Front-end source files:
━━━━━━━━

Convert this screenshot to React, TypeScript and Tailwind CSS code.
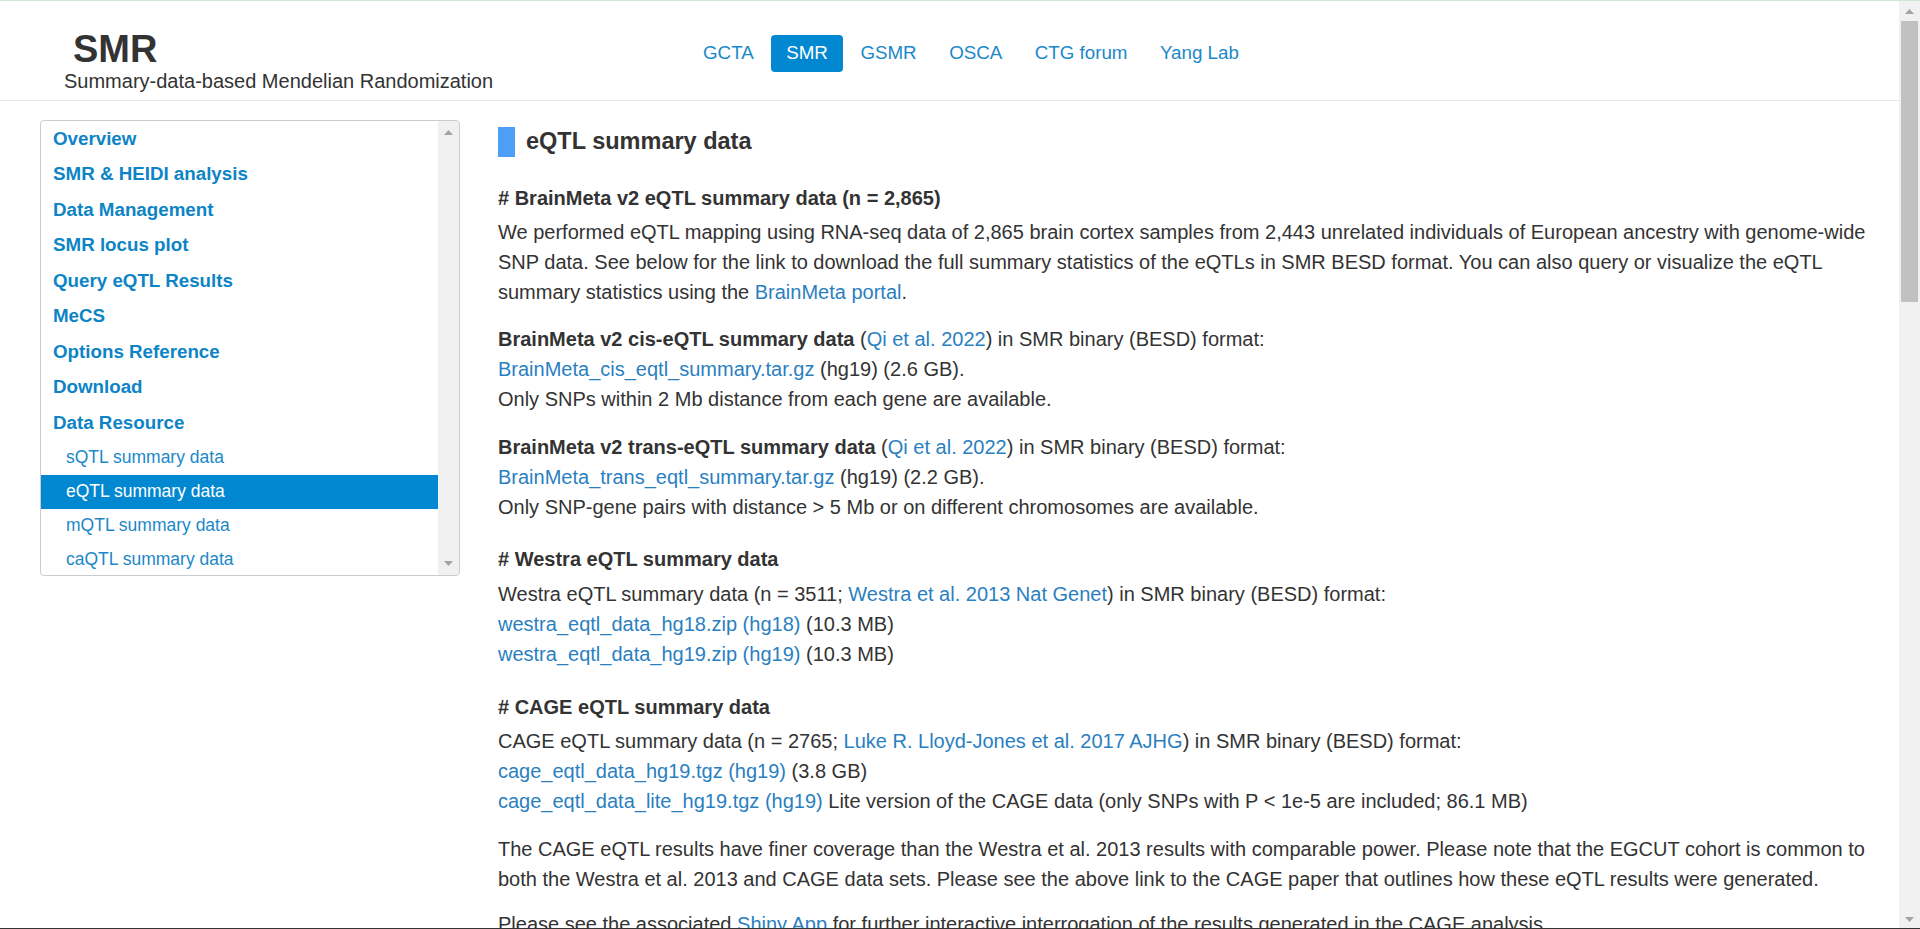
import React from "react";

const sans = "font-['Liberation_Sans',Arial,sans-serif]";

const navLinks = ["GCTA", "SMR", "GSMR", "OSCA", "CTG forum", "Yang Lab"];

const mainItems = [
  "Overview",
  "SMR & HEIDI analysis",
  "Data Management",
  "SMR locus plot",
  "Query eQTL Results",
  "MeCS",
  "Options Reference",
  "Download",
  "Data Resource",
];

const subItems = [
  "sQTL summary data",
  "eQTL summary data",
  "mQTL summary data",
  "caQTL summary data",
];

function A({ children }: { children: React.ReactNode }) {
  return <a className="text-[#2a7fc1] cursor-pointer">{children}</a>;
}

function Section({ children }: { children: React.ReactNode }) {
  return <div className="font-bold">{children}</div>;
}

function UpArrow() {
  return (
    <svg width="9" height="5" viewBox="0 0 9 5">
      <path d="M0 5 L4.5 0 L9 5 Z" fill="#a3a3a3" />
    </svg>
  );
}

function DownArrow() {
  return (
    <svg width="9" height="5" viewBox="0 0 9 5">
      <path d="M0 0 L4.5 5 L9 0 Z" fill="#a3a3a3" />
    </svg>
  );
}

function Sidebar() {
  return (
    <div className="ml-[40px] mt-[19px] w-[420px] h-[456px] shrink-0 border border-[#ccc] rounded-[4px] overflow-hidden flex">
      <div className="flex-1 overflow-hidden">
        {mainItems.map((item) => (
          <div
            key={item}
            className="h-[35.5px] flex items-center pl-[12px] text-[18.75px] font-bold text-[#0c84c6]"
          >
            {item}
          </div>
        ))}
        {subItems.map((item) => {
          const active = item === "eQTL summary data";
          return (
            <div
              key={item}
              className={
                active
                  ? "h-[34px] flex items-center pl-[25px] text-[17.5px] bg-[#0288d1] text-white"
                  : "h-[34px] flex items-center pl-[25px] text-[17.5px] text-[#1b88c9]"
              }
            >
              {item}
            </div>
          );
        })}
      </div>
      <div className="w-[21px] bg-[#f0f0f0] flex flex-col items-center justify-between py-[9px]">
        <UpArrow />
        <DownArrow />
      </div>
    </div>
  );
}

function Content() {
  return (
    <div className="ml-[38px] mt-[26px] w-[1385px] text-[#333]">
      <div className="h-[30px] flex items-center">
        <div className="w-[17px] h-[30px] bg-[#4d9ef7]" />
        <h2 className="ml-[11px] text-[23.5px] font-bold leading-none">eQTL summary data</h2>
      </div>

      <div className="mt-[26px] text-[20px] leading-[30px]">
        <Section># BrainMeta v2 eQTL summary data (n = 2,865)</Section>
        <p className="mt-[4px]">
          We performed eQTL mapping using RNA-seq data of 2,865 brain cortex samples from 2,443
          unrelated individuals of European ancestry with genome-wide SNP data. See below for the
          link to download the full summary statistics of the eQTLs in SMR BESD format. You can also
          query or visualize the eQTL summary statistics using the <A>BrainMeta portal</A>.
        </p>
        <p className="mt-[17px]">
          <b>BrainMeta v2 cis-eQTL summary data</b> (<A>Qi et al. 2022</A>) in SMR binary (BESD)
          format:
          <br />
          <A>BrainMeta_cis_eqtl_summary.tar.gz</A> (hg19) (2.6 GB).
          <br />
          Only SNPs within 2 Mb distance from each gene are available.
        </p>
        <p className="mt-[18px]">
          <b>BrainMeta v2 trans-eQTL summary data</b> (<A>Qi et al. 2022</A>) in SMR binary (BESD)
          format:
          <br />
          <A>BrainMeta_trans_eqtl_summary.tar.gz</A> (hg19) (2.2 GB).
          <br />
          Only SNP-gene pairs with distance &gt; 5 Mb or on different chromosomes are available.
        </p>

        <div className="mt-[22px]">
          <Section># Westra eQTL summary data</Section>
        </div>
        <p className="mt-[5px]">
          Westra eQTL summary data (n = 3511; <A>Westra et al. 2013 Nat Genet</A>) in SMR binary
          (BESD) format:
          <br />
          <A>westra_eqtl_data_hg18.zip (hg18)</A> (10.3 MB)
          <br />
          <A>westra_eqtl_data_hg19.zip (hg19)</A> (10.3 MB)
        </p>

        <div className="mt-[23px]">
          <Section># CAGE eQTL summary data</Section>
        </div>
        <p className="mt-[4px]">
          CAGE eQTL summary data (n = 2765; <A>Luke R. Lloyd-Jones et al. 2017 AJHG</A>) in SMR
          binary (BESD) format:
          <br />
          <A>cage_eqtl_data_hg19.tgz (hg19)</A> (3.8 GB)
          <br />
          <A>cage_eqtl_data_lite_hg19.tgz (hg19)</A> Lite version of the CAGE data (only SNPs with P
          &lt; 1e-5 are included; 86.1 MB)
        </p>
        <p className="mt-[18px]">
          The CAGE eQTL results have finer coverage than the Westra et al. 2013 results with
          comparable power. Please note that the EGCUT cohort is common to both the Westra et al.
          2013 and CAGE data sets. Please see the above link to the CAGE paper that outlines how
          these eQTL results were generated.
        </p>
        <p className="mt-[15px]">
          Please see the associated <A>Shiny App</A> for further interactive interrogation of the
          results generated in the CAGE analysis.
        </p>
      </div>
    </div>
  );
}

export default function App() {
  return (
    <div
      className={`w-full h-[929px] overflow-hidden flex border-t border-[#cfe6d5] border-b border-b-[#333] bg-white ${sans}`}
    >
      <div className="flex-1 min-w-0 overflow-hidden">
        <header className="h-[100px] border-b border-[#e7e7e7] flex">
          <div className="w-[688px] shrink-0 pl-[64px]">
            <div className="mt-[29px] ml-[9px] text-[38px] font-bold leading-none text-[#333]">
              SMR
            </div>
            <div className="mt-[3px] text-[20px] leading-none text-[#333]">
              Summary-data-based Mendelian Randomization
            </div>
          </div>
          <nav className="pt-[34px] flex gap-[2.5px]">
            {navLinks.map((l) => (
              <a
                key={l}
                className={
                  l === "SMR"
                    ? "h-[37px] px-[15px] flex items-center rounded-[4px] bg-[#0288d1] text-white text-[18.75px]"
                    : "h-[37px] px-[15px] flex items-center rounded-[4px] text-[#1b88c9] text-[18.75px]"
                }
              >
                {l}
              </a>
            ))}
          </nav>
        </header>
        <div className="flex items-start">
          <Sidebar />
          <Content />
        </div>
      </div>
      <div className="w-[21px] shrink-0 bg-[#f1f1f1] flex flex-col items-center">
        <div className="h-[20px] flex items-center">
          <UpArrow />
        </div>
        <div className="w-[17px] h-[281px] bg-[#c1c1c1]" />
        <div className="flex-1" />
        <div className="h-[18px] flex items-center">
          <DownArrow />
        </div>
      </div>
    </div>
  );
}
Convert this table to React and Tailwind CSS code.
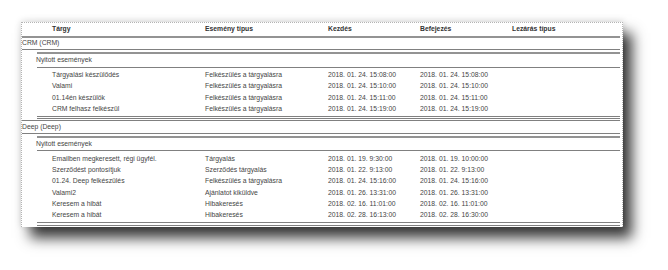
const crmRows = [
  ["Tárgyalási készülődés", "Felkészülés a tárgyalásra", "2018. 01. 24. 15:08:00", "2018. 01. 24. 15:08:00"],
  ["Valami", "Felkészülés a tárgyalásra", "2018. 01. 24. 15:10:00", "2018. 01. 24. 15:10:00"],
  ["01.14én készülök", "Felkészülés a tárgyalásra", "2018. 01. 24. 15:11:00", "2018. 01. 24. 15:11:00"],
  ["CRM felhasz felkészül", "Felkészülés a tárgyalásra", "2018. 01. 24. 15:19:00", "2018. 01. 24. 15:19:00"]
];

const deepRows = [
  ["Emailben megkeresett, régi ügyfél.", "Tárgyalás", "2018. 01. 19. 9:30:00", "2018. 01. 19. 10:00:00"],
  ["Szerződést pontosítjuk", "Szerződés tárgyalás", "2018. 01. 22. 9:13:00", "2018. 01. 22. 9:13:00"],
  ["01.24. Deep felkészülés", "Felkészülés a tárgyalásra", "2018. 01. 24. 15:16:00", "2018. 01. 24. 15:16:00"],
  ["Valami2", "Ajánlatot kiküldve", "2018. 01. 26. 13:31:00", "2018. 01. 26. 13:31:00"],
  ["Keresem a hibát", "Hibakeresés", "2018. 02. 16. 11:01:00", "2018. 02. 16. 11:01:00"],
  ["Keresem a hibát", "Hibakeresés", "2018. 02. 28. 16:13:00", "2018. 02. 28. 16:30:00"]
];

const Line = ({ indent, thick }) => (
  <div
    className={
      (indent ? "ml-[15px] " : "") +
      (thick ? "h-[2px] bg-[#939393] " : "h-px bg-[#808080] ") +
      "mr-[2px]"
    }
  />
);

const Cells = ({ cells, bold }) => (
  <div className={"flex items-center pl-[30px] h-full " + (bold ? "font-bold text-[#333333]" : "text-[#454545]")}>
    <span className="w-[153px] shrink-0 whitespace-nowrap">{cells[0]}</span>
    <span className="w-[123px] shrink-0 whitespace-nowrap">{cells[1]}</span>
    <span className="w-[92px] shrink-0 whitespace-nowrap">{cells[2]}</span>
    <span className="w-[92px] shrink-0 whitespace-nowrap">{cells[3]}</span>
    <span className="whitespace-nowrap">{cells[4]}</span>
  </div>
);

const Group = ({ label, rows, first }) => (
  <>
    {!first && (
      <>
        <div className="h-px" />
        <Line />
        <div className="h-px" />
      </>
    )}
    <div className="h-[11px] flex items-center text-[#454545]">{label}</div>
    <Line />
    <div className="h-[2px]" />
    <Line indent thick />
    <div className="h-[12.5px] flex items-center pl-[14px] text-[#454545]">
      Nyitott események
    </div>
    <Line indent />
    <div className="h-[2.5px]" />
    {rows.map((r, i) => (
      <div key={i} className="h-[11.2px]">
        <Cells cells={r} />
      </div>
    ))}
    <div className="h-px" />
    <Line indent />
    <div className={first ? "h-px" : "h-[2px]"} />
    <Line indent />
  </>
);

export default function App() {
  return (
    <div className="w-[668px] h-[270px] bg-white pt-[22px] pl-[21px] overflow-hidden">
      <div
        className="w-[602px] h-[205px] bg-white border-t border-l border-r border-dotted border-[#b4b4b4] shadow-[9px_11px_13px_rgba(0,0,0,0.78),0_-1px_7px_rgba(0,0,0,0.14)] text-[6.8px] leading-none"
        style={{ fontFamily: '"Liberation Sans", Arial, sans-serif' }}
      >
        <div className="h-[13px]">
          <Cells cells={["Tárgy", "Esemény típus", "Kezdés", "Befejezés", "Lezárás típus"]} bold />
        </div>
        <Line thick />
        <Group label="CRM (CRM)" rows={crmRows} first />
        <Group label="Deep (Deep)" rows={deepRows} />
      </div>
    </div>
  );
}
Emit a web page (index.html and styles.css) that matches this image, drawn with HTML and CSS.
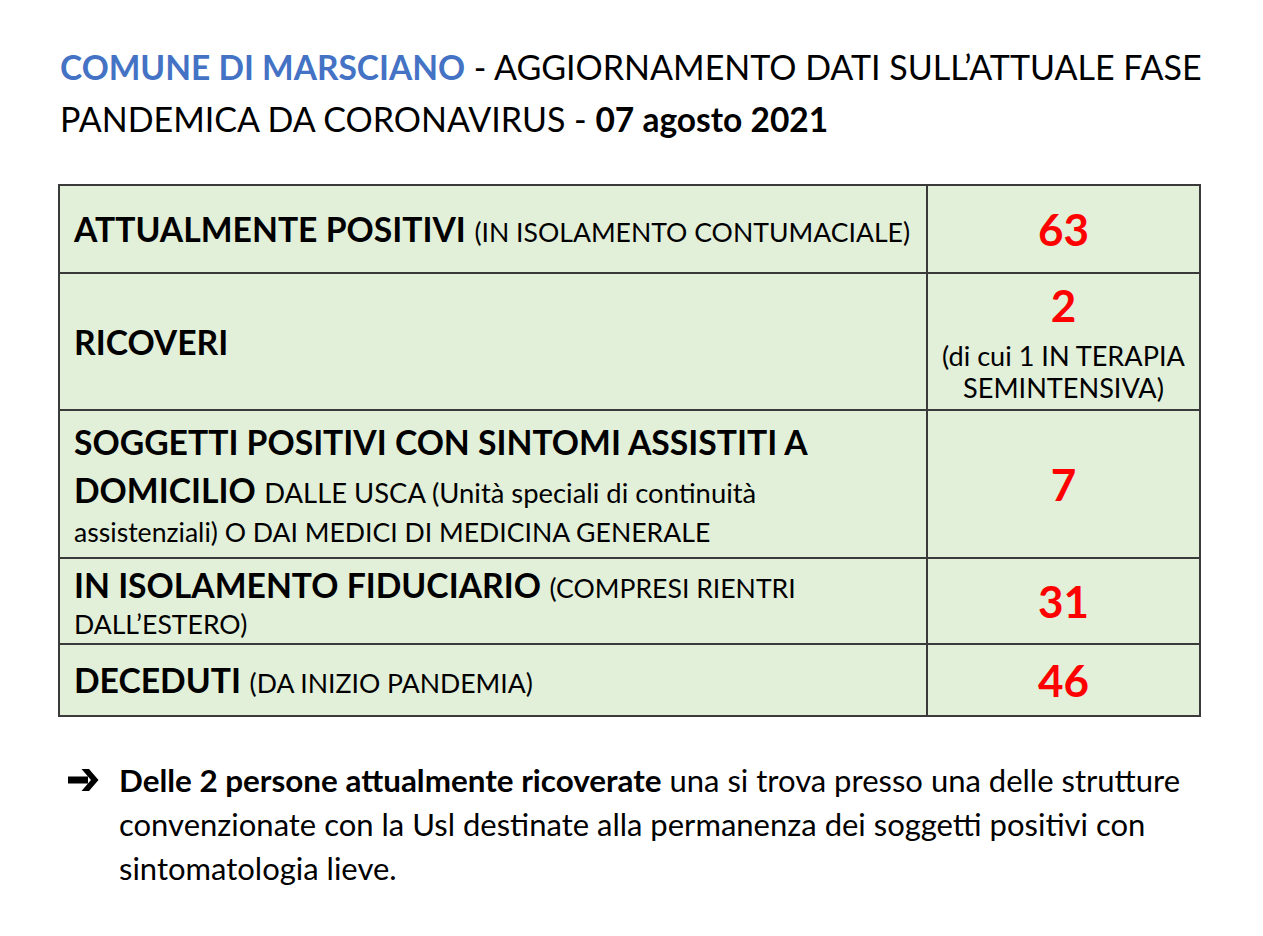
FILE: index.html
```html
<!DOCTYPE html>
<html lang="it">
<head>
<meta charset="utf-8">
<title>Comune di Marsciano - Aggiornamento dati</title>
<link rel="stylesheet" href="styles.css">
</head>
<body>
<header class="heading">
  <div class="line"><span class="brand">COMUNE DI MARSCIANO</span> - AGGIORNAMENTO DATI SULL’ATTUALE FASE</div>
  <div class="line">PANDEMICA DA CORONAVIRUS - <b class="date">07 agosto 2021</b></div>
</header>

<table class="data">
  <tr class="r1">
    <td class="label"><span class="ln ln-one"><span class="big">ATTUALMENTE POSITIVI</span> <span class="small">(IN ISOLAMENTO CONTUMACIALE)</span></span></td>
    <td class="value"><span class="num">63</span></td>
  </tr>
  <tr class="r2">
    <td class="label"><span class="ln ln-one"><span class="big">RICOVERI</span></span></td>
    <td class="value">
      <span class="num num-top">2</span>
      <span class="note">(di cui 1 IN TERAPIA</span>
      <span class="note">SEMINTENSIVA)</span>
    </td>
  </tr>
  <tr class="r3">
    <td class="label">
      <span class="ln ln-big"><span class="big">SOGGETTI POSITIVI CON SINTOMI ASSISTITI A</span></span>
      <span class="ln ln-big"><span class="big">DOMICILIO</span> <span class="small">DALLE USCA (Unità speciali di continuità</span></span>
      <span class="ln ln-small"><span class="small">assistenziali) O DAI MEDICI DI MEDICINA GENERALE</span></span>
    </td>
    <td class="value"><span class="num">7</span></td>
  </tr>
  <tr class="r4">
    <td class="label">
      <span class="ln ln-mid"><span class="big">IN ISOLAMENTO FIDUCIARIO</span> <span class="small">(COMPRESI RIENTRI</span></span>
      <span class="ln ln-small"><span class="small">DALL’ESTERO)</span></span>
    </td>
    <td class="value"><span class="num">31</span></td>
  </tr>
  <tr class="r5">
    <td class="label"><span class="ln ln-one"><span class="big">DECEDUTI</span> <span class="small">(DA INIZIO PANDEMIA)</span></span></td>
    <td class="value"><span class="num">46</span></td>
  </tr>
</table>

<div class="note-block">
  <span class="arrow" aria-hidden="true">
    <svg width="31" height="22" viewBox="0 0 31 22"><path d="M0 7.5 H20 V14.5 H0 Z M13.5 0 H21 L30.5 11 L21 22 H13.5 L23 11 Z" fill="#000"/></svg>
  </span>
  <p class="body-text"><b>Delle 2 persone attualmente ricoverate</b> una si trova presso una delle strutture<br>convenzionate con la Usl destinate alla permanenza dei soggetti positivi con<br>sintomatologia lieve.</p>
</div>
</body>
</html>
```
FILE: styles.css
```css
html, body {
  margin: 0;
  padding: 0;
  background: #ffffff;
}

body {
  font-family: "Lato", "Open Sans", sans-serif;
  color: #000000;
}

.heading {
  padding: 41px 0 0 60px;
  font-size: 34px;
  line-height: 51px;
  white-space: nowrap;
}

.brand {
  color: #4472c4;
  font-weight: 700;
  font-size: 33.5px;
}

.date {
  font-weight: 700;
  font-size: 33.5px;
}

.data {
  margin: 39px 0 0 58px;
  width: 1143px;
  border-collapse: collapse;
  background: #e2efd9;
  table-layout: fixed;
}

.data td {
  border: 2px solid #3a3a3a;
  padding: 0;
  vertical-align: middle;
  white-space: nowrap;
}

.data td.label {
  width: 852px;
  padding-left: 14px;
}

.data td.value {
  text-align: center;
}

.r1 { height: 88px; }
.r2 { height: 137px; }
.r3 { height: 148px; }
.r4 { height: 86px; }
.r5 { height: 72px; }

.r2 .value {
  padding-top: 3px;
}

.r4 .label {
  padding-top: 4px;
}

.ln {
  display: block;
  font-size: 33.7px;
}

.ln > span {
  line-height: 1;
}

.big {
  font-weight: 700;
  font-size: 33.7px;
}

.small {
  font-size: 26.6px;
}

.ln-one { line-height: 44px; }
.ln-big { line-height: 48px; }
.ln-mid { line-height: 42px; }
.ln-small { line-height: 36px; font-size: 26.6px; }

.r3 .ln-big .small {
  font-size: 27.4px;
}

.num {
  display: block;
  color: #ff0000;
  font-weight: 700;
  font-size: 44px;
  line-height: 46px;
}

.num-top {
  margin-bottom: 12px;
}

.note {
  display: block;
  font-size: 27.1px;
  line-height: 32px;
}

.note-block {
  display: flex;
  align-items: flex-start;
  margin: 41px 0 0 68px;
}

.arrow {
  flex: none;
  width: 51px;
  height: 44px;
  display: flex;
  align-items: center;
}

.arrow svg {
  display: block;
}

.body-text {
  margin: 0;
  font-size: 31px;
  line-height: 44px;
  white-space: nowrap;
}

.body-text b {
  font-weight: 700;
  font-size: 31.4px;
}
```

━━━━━━━━

Challenge: Looking at the listing above, how many of its lines contain the string "Convert"? Give the number alone.

Exercise result: 2